Lee forgets women in film

By Ellen Goodman

The Boston Globe

I went to Bedford-Stuybesant the other night.

The stylized Bed-Stuy seen through the aggressive fish-eyed camera lens of Spike Lee. The low-budget setting for the high-volume movie: “Do the Right Thing.”

In the big-city symposia and big-media debates, from the New York Times to “Nightline,” the film has been debated as if it were a player in deteriorating race relations. Is Spike Lee justifying violence? Will “Do the Right Thing” incite riot? So I was prepared to be on new film turf, to be provoked, to watch the scenes roll across Bed-Stuy toward a climax of conflict. I was prepared for a film about race.

But I was less prepared for a film about gender. The much-heralded and masterfully made story of racial conflict is about black and white…men.

This movie about finding and declaring, staking out manhood against great odds, comes down to violence…between men. Spike Lee, a strikingly original talent, put an old male frame around the topic of race and few even noticed the familiarity of that theme.

Are we so accustomed to arguments about violence–the nature of it, the value of it, the inevitability of it–taking place in an all-male setting? Does it go without saying that most discussions about violence are about men? Or does it just go unsaid?

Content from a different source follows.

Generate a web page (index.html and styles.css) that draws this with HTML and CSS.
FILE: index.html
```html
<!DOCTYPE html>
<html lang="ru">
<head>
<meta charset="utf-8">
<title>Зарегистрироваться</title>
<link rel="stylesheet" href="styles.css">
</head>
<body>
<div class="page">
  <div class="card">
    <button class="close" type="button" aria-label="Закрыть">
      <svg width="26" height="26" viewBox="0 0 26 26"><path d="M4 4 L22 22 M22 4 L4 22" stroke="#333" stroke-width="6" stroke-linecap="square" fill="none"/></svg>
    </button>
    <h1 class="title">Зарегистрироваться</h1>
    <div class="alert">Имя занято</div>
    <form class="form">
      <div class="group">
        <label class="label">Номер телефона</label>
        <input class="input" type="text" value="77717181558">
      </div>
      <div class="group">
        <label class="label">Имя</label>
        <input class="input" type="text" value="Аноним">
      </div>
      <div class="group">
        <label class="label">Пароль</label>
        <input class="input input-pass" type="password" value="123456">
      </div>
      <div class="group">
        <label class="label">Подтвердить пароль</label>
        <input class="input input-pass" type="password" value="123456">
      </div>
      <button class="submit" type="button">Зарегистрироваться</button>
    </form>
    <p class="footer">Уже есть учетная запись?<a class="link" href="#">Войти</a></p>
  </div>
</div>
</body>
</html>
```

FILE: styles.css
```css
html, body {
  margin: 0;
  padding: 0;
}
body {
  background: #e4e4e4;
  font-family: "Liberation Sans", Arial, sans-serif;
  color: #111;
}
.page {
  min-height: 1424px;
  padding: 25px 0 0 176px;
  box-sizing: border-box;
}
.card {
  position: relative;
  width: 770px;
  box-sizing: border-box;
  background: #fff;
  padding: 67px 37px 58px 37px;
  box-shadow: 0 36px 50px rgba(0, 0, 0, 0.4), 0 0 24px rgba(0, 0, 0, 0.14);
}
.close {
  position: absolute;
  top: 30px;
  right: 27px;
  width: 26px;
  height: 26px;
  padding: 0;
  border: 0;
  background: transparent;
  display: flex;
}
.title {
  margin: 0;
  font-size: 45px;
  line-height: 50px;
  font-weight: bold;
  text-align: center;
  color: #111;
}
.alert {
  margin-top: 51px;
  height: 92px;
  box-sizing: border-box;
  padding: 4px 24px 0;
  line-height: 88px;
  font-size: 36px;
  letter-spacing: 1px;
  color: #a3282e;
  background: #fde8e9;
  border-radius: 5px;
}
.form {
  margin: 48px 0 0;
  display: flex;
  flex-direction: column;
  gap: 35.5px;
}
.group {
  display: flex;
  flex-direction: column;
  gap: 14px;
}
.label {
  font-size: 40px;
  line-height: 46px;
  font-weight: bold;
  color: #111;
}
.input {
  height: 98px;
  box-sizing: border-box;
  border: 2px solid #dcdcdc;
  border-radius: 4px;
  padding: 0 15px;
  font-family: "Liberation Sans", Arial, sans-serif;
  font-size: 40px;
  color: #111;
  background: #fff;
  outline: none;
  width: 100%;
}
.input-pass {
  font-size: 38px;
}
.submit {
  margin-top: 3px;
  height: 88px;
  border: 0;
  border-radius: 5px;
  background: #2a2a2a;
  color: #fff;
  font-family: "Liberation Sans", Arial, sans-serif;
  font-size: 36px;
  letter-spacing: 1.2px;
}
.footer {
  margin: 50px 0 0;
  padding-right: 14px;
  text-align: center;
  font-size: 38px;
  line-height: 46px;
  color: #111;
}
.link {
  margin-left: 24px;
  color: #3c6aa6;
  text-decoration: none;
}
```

The three visible women in this movie are types, if not stereotypes: A mother figure, a sister, a welfare mother-girlfriend. Not one has a caring permanent man in her life. All three try to whip their males into connection, into responsibility. They are not harmless or brainless. Their weapon is the tongue-lashing. But these women don’t get involved in the battles of will that escalate into physical violence.

The one female bit player and the only woman caught in the action itself screams hopelessly at the rioters to stop.

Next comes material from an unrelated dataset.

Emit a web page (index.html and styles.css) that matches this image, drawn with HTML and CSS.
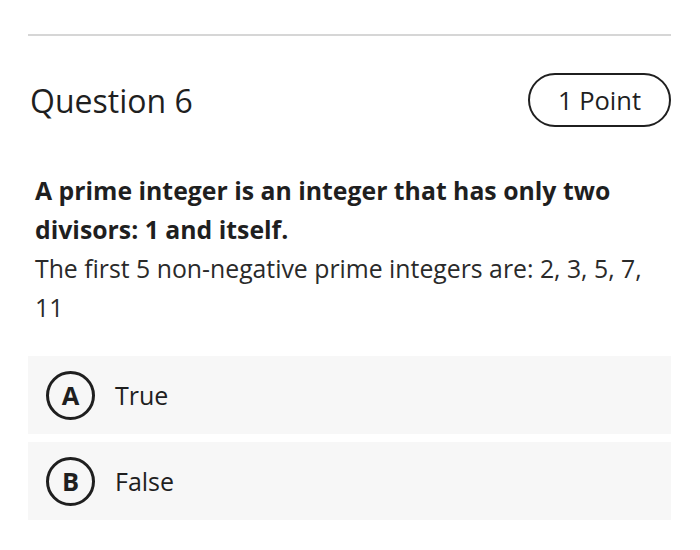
FILE: index.html
```html
<!DOCTYPE html>
<html lang="en">
<head>
<meta charset="utf-8">
<title>Question 6</title>
<link rel="stylesheet" href="styles.css">
</head>
<body>
<div class="page">
  <hr class="rule">
  <div class="header">
    <h2 class="title">Question 6</h2>
    <span class="points">1 Point</span>
  </div>
  <div class="prompt">
    <p class="bold">A prime integer is an integer that has only two divisors: 1 and itself.</p>
    <p class="plain">The first 5 non-negative prime integers are: 2, 3, 5, 7, 11</p>
  </div>
  <div class="options">
    <div class="option"><span class="letter">A</span><span class="label">True</span></div>
    <div class="option"><span class="letter">B</span><span class="label">False</span></div>
  </div>
</div>
</body>
</html>
```
FILE: styles.css
```css
html, body {
  margin: 0;
  padding: 0;
  background: #ffffff;
}
body {
  font-family: "Open Sans", "Noto Sans", sans-serif;
  color: #1f1f1f;
}
.page {
  padding: 34px 29px 0 28px;
}
.rule {
  margin: 0;
  border: 0;
  height: 2px;
  background: #d6d6d6;
}
.header {
  display: flex;
  justify-content: space-between;
  align-items: center;
  margin-top: 37px;
  height: 54px;
}
.title {
  margin: 0 0 0 2px;
  font-size: 32px;
  font-weight: 400;
  line-height: 43px;
  color: #1f1f1f;
}
.points {
  box-sizing: border-box;
  height: 54px;
  display: flex;
  align-items: center;
  padding: 0 28px 0 28px;
  border: 2px solid #1f1f1f;
  border-radius: 27px;
  font-size: 25.5px;
  color: #1f1f1f;
}
.prompt {
  margin-top: 44px;
  padding-left: 7px;
  width: 622px;
}
.prompt p {
  margin: 0;
  font-size: 24.8px;
  line-height: 39px;
}
.bold {
  font-weight: 700;
  color: #1f1f1f;
}
.plain {
  font-weight: 400;
  color: #2a2a2a;
}
.options {
  margin-top: 29px;
  display: flex;
  flex-direction: column;
  gap: 8px;
}
.option {
  height: 78px;
  background: #f7f7f7;
  display: flex;
  align-items: center;
  padding-left: 18px;
}
.letter {
  box-sizing: border-box;
  width: 49px;
  height: 49px;
  border: 3px solid #1f1f1f;
  border-radius: 50%;
  display: flex;
  align-items: center;
  justify-content: center;
  font-size: 25.5px;
  font-weight: 700;
  color: #1f1f1f;
}
.label {
  margin-left: 20px;
  font-size: 25px;
  color: #1f1f1f;
}
```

She too goes unheard. Indeed when Spike Lee, playing Mookie, breaks the glass window of the pizza parlor, beginning the riot, he performs a rite of passage in front of men. There is not a woman to confirm or deny that image of manhood. Where is the African-American woman’s voice in this cultural take on violence?

I don’t mean to suggest that sisterhood is always peaceful, between races or genders. But for the most part, women don’t have trouble deciding when their physical violence is senseless or intelligent. When as reporter or researcher you ask the witnesses of a murder or riot to tell you about it, men are more likely to tell you who was right and who was wrong. Women are more likely to tell you it got out of hand, how it should have been stopped.

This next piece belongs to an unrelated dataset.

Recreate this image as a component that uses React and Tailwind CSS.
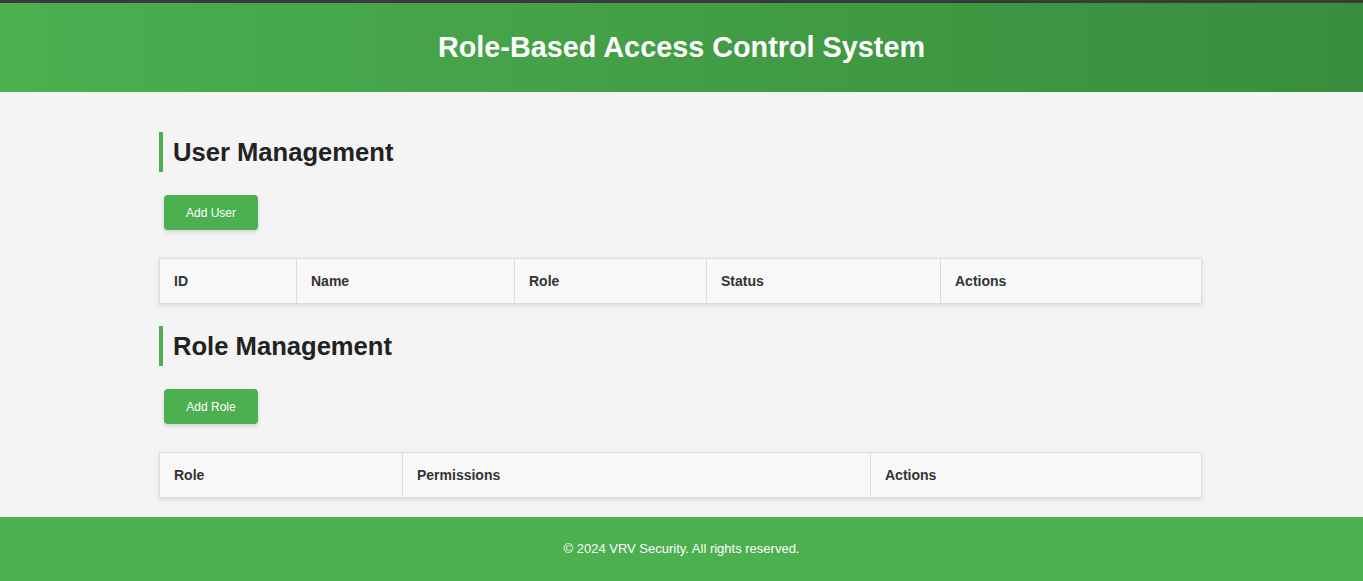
const userCols = [
  { label: 'ID', w: 'w-[137px]' },
  { label: 'Name', w: 'w-[218px]' },
  { label: 'Role', w: 'w-[192px]' },
  { label: 'Status', w: 'w-[234px]' },
  { label: 'Actions', w: '' },
]

const roleCols = [
  { label: 'Role', w: 'w-[243px]' },
  { label: 'Permissions', w: 'w-[468px]' },
  { label: 'Actions', w: '' },
]

const SectionTitle = ({ children }) => (
  <h2 className="h-[40px] flex items-center border-l-4 border-[#4CAF50] pl-[10px] text-[25.6px] font-bold text-[#222]">
    {children}
  </h2>
)

const GreenButton = ({ children }) => (
  <button className="ml-[5px] mt-[23px] h-[35px] w-[94px] rounded-[4px] bg-[#4CAF50] text-[12px] text-white shadow-[0_2px_4px_rgba(0,0,0,0.15)]">
    {children}
  </button>
)

const HeaderTable = ({ cols }) => (
  <table className="mt-[28px] w-full border-collapse bg-[#f8f8f8] shadow-[0_2px_5px_rgba(0,0,0,0.1)]">
    <thead>
      <tr>
        {cols.map((c) => (
          <th
            key={c.label}
            className={`${c.w} h-[45px] border border-[#dddddd] px-[14px] text-left text-[14px] font-bold text-[#333]`}
          >
            {c.label}
          </th>
        ))}
      </tr>
    </thead>
  </table>
)

export default function App() {
  return (
    <div
      className="min-h-[581px] flex flex-col bg-[#f4f4f4]"
      style={{ fontFamily: '"Liberation Sans", Arial, sans-serif' }}
    >
      {/* Header */}
      <header className="h-[92px] border-t-[3px] border-[#3a3a3a] bg-gradient-to-r from-[#4CAF50] to-[#388E3C] flex items-center justify-center">
        <h1 className="text-[28.8px] font-bold text-white">Role-Based Access Control System</h1>
      </header>

      {/* Main */}
      <main className="w-[1043px] ml-[159px] pt-[40px] pb-[19px] flex-1">
        <section>
          <SectionTitle>User Management</SectionTitle>
          <GreenButton>Add User</GreenButton>
          <HeaderTable cols={userCols} />
        </section>
        <section className="mt-[22px]">
          <SectionTitle>Role Management</SectionTitle>
          <GreenButton>Add Role</GreenButton>
          <HeaderTable cols={roleCols} />
        </section>
      </main>

      {/* Footer */}
      <footer className="h-[64px] bg-[#4CAF50] flex items-center justify-center">
        <p className="text-[13px] text-white">© 2024 VRV Security. All rights reserved.</p>
      </footer>
    </div>
  )
}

Perhaps that’s because women are often victims of one kind or another. They may be perpetrators as well, but for the most part they suffer the losses. Murder may be the greatest cause of death among young African-American men. But women are the mourners, the mothers, the sisters, the wives.

So watching the last scenes of brutality and then of burning, I wondered about the muffled sound of women. Maybe it’s because violence is noisier and grabs attention. Maybe it’s because violence is threatening.

The world isn’t afraid of women. But when academics and bureaucrats turn to black women, they like to talk about “matriarchy.”

Instead, it’s the relative powerlessness of women–the sheer difficulty in making their voices and values heard–that makes it harder and harder to “do the right thing.”